### Exercise requirements
Reproduce every line of the material below, but drop the pictures.

### Recorded data
-*-

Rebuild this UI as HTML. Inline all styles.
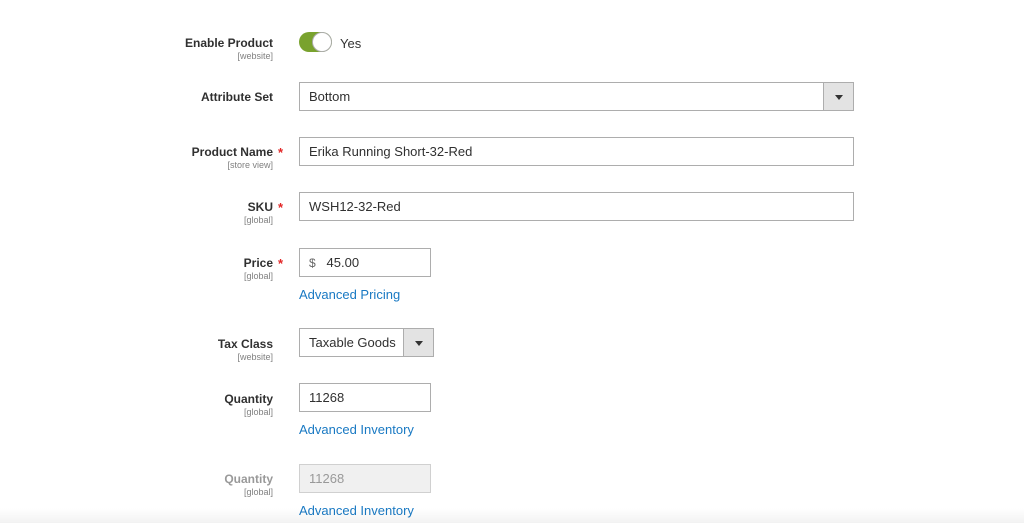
<!DOCTYPE html><html><head><style>
body{margin:0;width:1024px;height:523px;background:#fff;font-family:"Liberation Sans",sans-serif;position:relative;overflow:hidden;color:#333}
.l{position:absolute;right:751px;text-align:right;font-weight:bold;font-size:12px;color:#303030}
.l small{display:block;font-weight:normal;font-size:9px;color:#808080;margin-top:1px}
.i{position:absolute;left:299px;height:27px;border:1px solid #adadad;box-sizing:content-box;font-size:13px;line-height:27px;padding-left:9px;color:#303030;background:#fff}
.s{position:absolute;left:278px;color:#e22626;font-size:13px;font-weight:bold}
.a{position:absolute;left:299px;color:#1979c3;font-size:13px}
.btn{position:absolute;right:0;top:0;width:29px;height:27px;border-left:1px solid #adadad;background:#e3e3e3}
.btn:after{content:"";position:absolute;left:11px;top:12px;border:4px solid transparent;border-top:5px solid #333;border-bottom:0}
</style></head><body>
<div class="l" style="top:36px">Enable Product<small>[website]</small></div>
<div style="position:absolute;left:299px;top:32px;width:33px;height:20px;border-radius:10px;background:#79a22e"></div>
<div style="position:absolute;left:312px;top:32px;width:18px;height:18px;border-radius:50%;background:#fff;border:1px solid #adadad"></div>
<div style="position:absolute;left:340px;top:36px;font-size:13px">Yes</div>

<div class="l" style="top:90px">Attribute Set</div>
<div class="i" style="top:82px;width:544px">Bottom<div class="btn"></div></div>

<div class="l" style="top:145px">Product Name<small>[store view]</small></div><div class="s" style="top:145px">*</div>
<div class="i" style="top:137px;width:544px">Erika Running Short-32-Red</div>

<div class="l" style="top:200px">SKU<small>[global]</small></div><div class="s" style="top:200px">*</div>
<div class="i" style="top:192px;width:544px">WSH12-32-Red</div>

<div class="l" style="top:256px">Price<small>[global]</small></div><div class="s" style="top:256px">*</div>
<div class="i" style="top:248px;width:121px"><span style="color:#666;font-size:12px">$</span>&nbsp;&nbsp;&nbsp;45.00</div>
<div class="a" style="top:287px">Advanced Pricing</div>

<div class="l" style="top:337px">Tax Class<small>[website]</small></div>
<div class="i" style="top:328px;width:124px">Taxable Goods<div class="btn"></div></div>

<div class="l" style="top:392px">Quantity<small>[global]</small></div>
<div class="i" style="top:383px;width:121px">11268</div>
<div class="a" style="top:422px">Advanced Inventory</div>

<div class="l" style="top:472px;color:#999">Quantity<small>[global]</small></div>
<div class="i" style="top:464px;width:121px;background:#f0f0f0;border-color:#d0d0d0;color:#999">11268</div>
<div class="a" style="top:503px">Advanced Inventory</div>
<div style="position:absolute;left:0;right:0;top:508px;height:15px;background:linear-gradient(rgba(0,0,0,0),rgba(0,0,0,.05));pointer-events:none"></div>
</body></html>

-*-

### Solved problem
Rebuild this UI as HTML. Inline all styles.
<!DOCTYPE html><html><head><style>
body{margin:0;width:1024px;height:523px;background:#fff;font-family:"Liberation Sans",sans-serif;position:relative;overflow:hidden;color:#333}
.l{position:absolute;right:751px;text-align:right;font-weight:bold;font-size:12px;color:#303030}
.l small{display:block;font-weight:normal;font-size:9px;color:#808080;margin-top:1px}
.i{position:absolute;left:299px;height:27px;border:1px solid #adadad;box-sizing:content-box;font-size:13px;line-height:27px;padding-left:9px;color:#303030;background:#fff}
.s{position:absolute;left:278px;color:#e22626;font-size:13px;font-weight:bold}
.a{position:absolute;left:299px;color:#1979c3;font-size:13px}
.btn{position:absolute;right:0;top:0;width:29px;height:27px;border-left:1px solid #adadad;background:#e3e3e3}
.btn:after{content:"";position:absolute;left:11px;top:12px;border:4px solid transparent;border-top:5px solid #333;border-bottom:0}
</style></head><body>
<div class="l" style="top:36px">Enable Product<small>[website]</small></div>
<div style="position:absolute;left:299px;top:32px;width:33px;height:20px;border-radius:10px;background:#79a22e"></div>
<div style="position:absolute;left:312px;top:32px;width:18px;height:18px;border-radius:50%;background:#fff;border:1px solid #adadad"></div>
<div style="position:absolute;left:340px;top:36px;font-size:13px">Yes</div>

<div class="l" style="top:90px">Attribute Set</div>
<div class="i" style="top:82px;width:544px">Bottom<div class="btn"></div></div>

<div class="l" style="top:145px">Product Name<small>[store view]</small></div><div class="s" style="top:145px">*</div>
<div class="i" style="top:137px;width:544px">Erika Running Short-32-Red</div>

<div class="l" style="top:200px">SKU<small>[global]</small></div><div class="s" style="top:200px">*</div>
<div class="i" style="top:192px;width:544px">WSH12-32-Red</div>

<div class="l" style="top:256px">Price<small>[global]</small></div><div class="s" style="top:256px">*</div>
<div class="i" style="top:248px;width:121px"><span style="color:#666;font-size:12px">$</span>&nbsp;&nbsp;&nbsp;45.00</div>
<div class="a" style="top:287px">Advanced Pricing</div>

<div class="l" style="top:337px">Tax Class<small>[website]</small></div>
<div class="i" style="top:328px;width:124px">Taxable Goods<div class="btn"></div></div>

<div class="l" style="top:392px">Quantity<small>[global]</small></div>
<div class="i" style="top:383px;width:121px">11268</div>
<div class="a" style="top:422px">Advanced Inventory</div>

<div class="l" style="top:472px;color:#999">Quantity<small>[global]</small></div>
<div class="i" style="top:464px;width:121px;background:#f0f0f0;border-color:#d0d0d0;color:#999">11268</div>
<div class="a" style="top:503px">Advanced Inventory</div>
<div style="position:absolute;left:0;right:0;top:508px;height:15px;background:linear-gradient(rgba(0,0,0,0),rgba(0,0,0,.05));pointer-events:none"></div>
</body></html>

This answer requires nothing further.